Moreover, transit through Germany itself became more expensive by about €100. Observing the impact of the December increase on the transport market over the last few months gives us an idea of what awaits those carriers who will only now start paying for the use of German infrastructure. This is another factor leading to an increase in the costs of running a business, especially in a climate of low demand.
The final nail in the coffin?
Maciej Wroński, president of Transport i Logistyka Polska (TLP), described the increased maut rates in December as “another, almost fatal blow to Polish transport companies.” “Even without the increase in road tolls in Germany, the situation of Polish transport would be dire,” added Maciej Wroński.
The head of TLP emphasises that the new German road toll system means additional costs for honest carriers who already operate on minimal margins. Moreover, these carriers are vying for business in a market with competitors offering services below market prices.
“Companies are trying to maintain financial liquidity at the expense of losses on each service performed,” explains Maciej Wroński.
The challenging situation of transport is evidenced by the fact that the transport and logistics sector was found to be one of the hardest hit in Poland by the economic slowdown.
According to data from the Central Economic Information Centre (COIG), in terms of the number of companies entering administration, transport and warehousing took second place with 176 (over 15% of all proceedings).
In the period January-March, seven transport companies also went bankrupt.
Better to park up?
While some carriers must drive to maintain liquidity, others who can afford to do so simply withdraw vehicles from operations.
Back in November, during the trans.iNFO debate at the Translogistica fair, Ellina Lolis, managing director of Maszoński Logistic, pointed out the possibility of companies grounding trucks instead of driving below costs.
“Analysis has shown that disposing of some vehicles will mean lower costs compared to keeping the entire fleet in operation while using it inefficiently,” said Ellina Lolis.

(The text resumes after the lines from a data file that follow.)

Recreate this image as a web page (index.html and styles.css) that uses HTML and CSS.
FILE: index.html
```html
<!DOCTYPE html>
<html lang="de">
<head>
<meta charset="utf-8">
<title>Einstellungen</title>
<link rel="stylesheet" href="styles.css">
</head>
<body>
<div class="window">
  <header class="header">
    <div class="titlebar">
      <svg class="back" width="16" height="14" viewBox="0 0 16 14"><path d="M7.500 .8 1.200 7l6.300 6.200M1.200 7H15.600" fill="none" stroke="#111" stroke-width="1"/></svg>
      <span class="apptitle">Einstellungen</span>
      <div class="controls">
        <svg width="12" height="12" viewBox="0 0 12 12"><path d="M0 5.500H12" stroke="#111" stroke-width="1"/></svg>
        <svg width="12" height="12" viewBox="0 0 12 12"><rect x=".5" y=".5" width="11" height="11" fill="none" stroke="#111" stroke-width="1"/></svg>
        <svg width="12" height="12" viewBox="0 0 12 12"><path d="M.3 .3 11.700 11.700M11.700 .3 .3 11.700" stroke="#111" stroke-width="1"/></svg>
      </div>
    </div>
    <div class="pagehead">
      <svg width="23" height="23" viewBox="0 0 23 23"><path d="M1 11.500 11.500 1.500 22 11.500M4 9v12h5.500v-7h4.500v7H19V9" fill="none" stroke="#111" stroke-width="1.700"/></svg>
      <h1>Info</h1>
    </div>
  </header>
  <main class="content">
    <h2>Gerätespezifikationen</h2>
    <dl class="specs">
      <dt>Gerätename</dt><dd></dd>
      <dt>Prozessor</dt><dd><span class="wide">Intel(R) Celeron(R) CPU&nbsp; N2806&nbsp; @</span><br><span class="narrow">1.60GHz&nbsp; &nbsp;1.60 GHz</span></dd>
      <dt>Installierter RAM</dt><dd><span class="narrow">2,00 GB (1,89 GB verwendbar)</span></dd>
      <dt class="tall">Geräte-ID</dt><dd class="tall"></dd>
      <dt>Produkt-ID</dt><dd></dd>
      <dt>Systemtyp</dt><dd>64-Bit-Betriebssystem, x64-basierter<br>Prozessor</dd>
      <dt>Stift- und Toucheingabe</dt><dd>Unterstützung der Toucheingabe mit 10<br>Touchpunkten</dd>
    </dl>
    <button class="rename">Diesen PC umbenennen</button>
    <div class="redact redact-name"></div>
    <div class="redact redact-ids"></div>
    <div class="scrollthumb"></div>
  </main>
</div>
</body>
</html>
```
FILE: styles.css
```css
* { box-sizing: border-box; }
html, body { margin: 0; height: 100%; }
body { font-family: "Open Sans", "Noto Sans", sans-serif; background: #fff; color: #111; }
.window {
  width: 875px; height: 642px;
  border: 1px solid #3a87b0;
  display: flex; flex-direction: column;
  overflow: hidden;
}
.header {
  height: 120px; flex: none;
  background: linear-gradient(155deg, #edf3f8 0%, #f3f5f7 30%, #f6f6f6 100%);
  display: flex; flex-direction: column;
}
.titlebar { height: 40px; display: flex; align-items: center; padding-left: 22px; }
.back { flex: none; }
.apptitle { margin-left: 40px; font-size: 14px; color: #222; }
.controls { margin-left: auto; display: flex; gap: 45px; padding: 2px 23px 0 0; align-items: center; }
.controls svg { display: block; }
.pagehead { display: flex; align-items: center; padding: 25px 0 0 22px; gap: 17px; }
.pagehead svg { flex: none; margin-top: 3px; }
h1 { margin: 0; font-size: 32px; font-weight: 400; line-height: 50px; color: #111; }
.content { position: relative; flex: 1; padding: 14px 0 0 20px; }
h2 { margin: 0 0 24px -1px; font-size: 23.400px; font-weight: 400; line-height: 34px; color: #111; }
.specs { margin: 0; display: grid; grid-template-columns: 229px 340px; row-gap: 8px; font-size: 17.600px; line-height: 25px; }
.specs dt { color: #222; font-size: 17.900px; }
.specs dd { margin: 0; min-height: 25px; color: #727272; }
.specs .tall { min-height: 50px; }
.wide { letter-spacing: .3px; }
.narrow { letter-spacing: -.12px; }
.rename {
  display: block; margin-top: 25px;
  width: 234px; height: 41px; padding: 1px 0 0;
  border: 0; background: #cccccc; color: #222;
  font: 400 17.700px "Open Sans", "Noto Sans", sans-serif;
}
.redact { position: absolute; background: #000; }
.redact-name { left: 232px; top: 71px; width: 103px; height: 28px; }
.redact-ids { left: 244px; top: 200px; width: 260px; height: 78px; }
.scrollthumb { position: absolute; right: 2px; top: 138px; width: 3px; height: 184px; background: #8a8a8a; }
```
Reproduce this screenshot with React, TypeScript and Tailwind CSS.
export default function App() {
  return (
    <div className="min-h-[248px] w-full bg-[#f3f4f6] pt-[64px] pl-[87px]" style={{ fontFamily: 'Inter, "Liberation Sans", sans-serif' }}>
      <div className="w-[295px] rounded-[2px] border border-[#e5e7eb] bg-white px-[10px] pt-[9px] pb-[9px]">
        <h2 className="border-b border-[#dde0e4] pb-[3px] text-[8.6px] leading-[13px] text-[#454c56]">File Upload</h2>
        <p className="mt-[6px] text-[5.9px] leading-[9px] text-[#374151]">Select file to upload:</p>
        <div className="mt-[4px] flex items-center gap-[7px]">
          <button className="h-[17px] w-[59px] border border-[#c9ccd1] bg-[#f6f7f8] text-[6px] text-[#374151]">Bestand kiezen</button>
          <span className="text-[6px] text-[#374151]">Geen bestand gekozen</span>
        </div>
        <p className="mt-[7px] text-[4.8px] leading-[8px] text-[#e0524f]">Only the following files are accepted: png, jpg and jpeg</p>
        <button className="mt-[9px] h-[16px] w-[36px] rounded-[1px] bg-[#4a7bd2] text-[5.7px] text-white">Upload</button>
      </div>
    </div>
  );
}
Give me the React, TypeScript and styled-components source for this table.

Ellina emphasises that negotiating higher transport rates, which should be a natural consequence of road toll increases, is very difficult due to the oversupply of capacity on the market due to lower consumer demand.
Short-sighted policy
As Mateusz Najdziński, director of logistics at TVM Transport & Logistics, emphasises, this natural market mechanism, which involves passing on higher operating costs to consumers in the shape of road tolls, will not help with Germany’s economic recovery.
“Currently, we have a client market that can dictate price conditions due to there being many carriers that desperately need orders,” says Mateusz Najdziński.
In his opinion, many carriers do not apply a well-thought-out pricing policy in their battle to maintain the continuity of their transport operations.
“This is a very short-sighted policy [not increasing rates to sustainable levels]. In the short term, such action may actually seem beneficial because it will ensure the functioning of the fleet, but in the long run, it may lead to at least serious financial turbulence for entities currently lowering freight prices,” explains Mateusz Najdziński.
In case of prolonged stagnation, it is possible that companies will join those from the COIG data cited earlier regarding bankruptcy and administration.
Vulnerabilities in the system
However, for creative carriers, there is a loophole that could allows them to transport cargo without incurring new tolls on German roads.
On the website of the toll collector Toll Collect GmbH, it is stated that vehicle sets with a total weight exceeding 3.5 tonnes will be exempt from tolls – if the tractor unit itself fits within the 3.5-tonne limit.
In practice, this means a van with a trailer or semi-trailer will not be subject to the obligation to pay tolls. And for every 100km, it will save at least €15 compared to a 7.5-tonne truck carrying a similar amount of goods.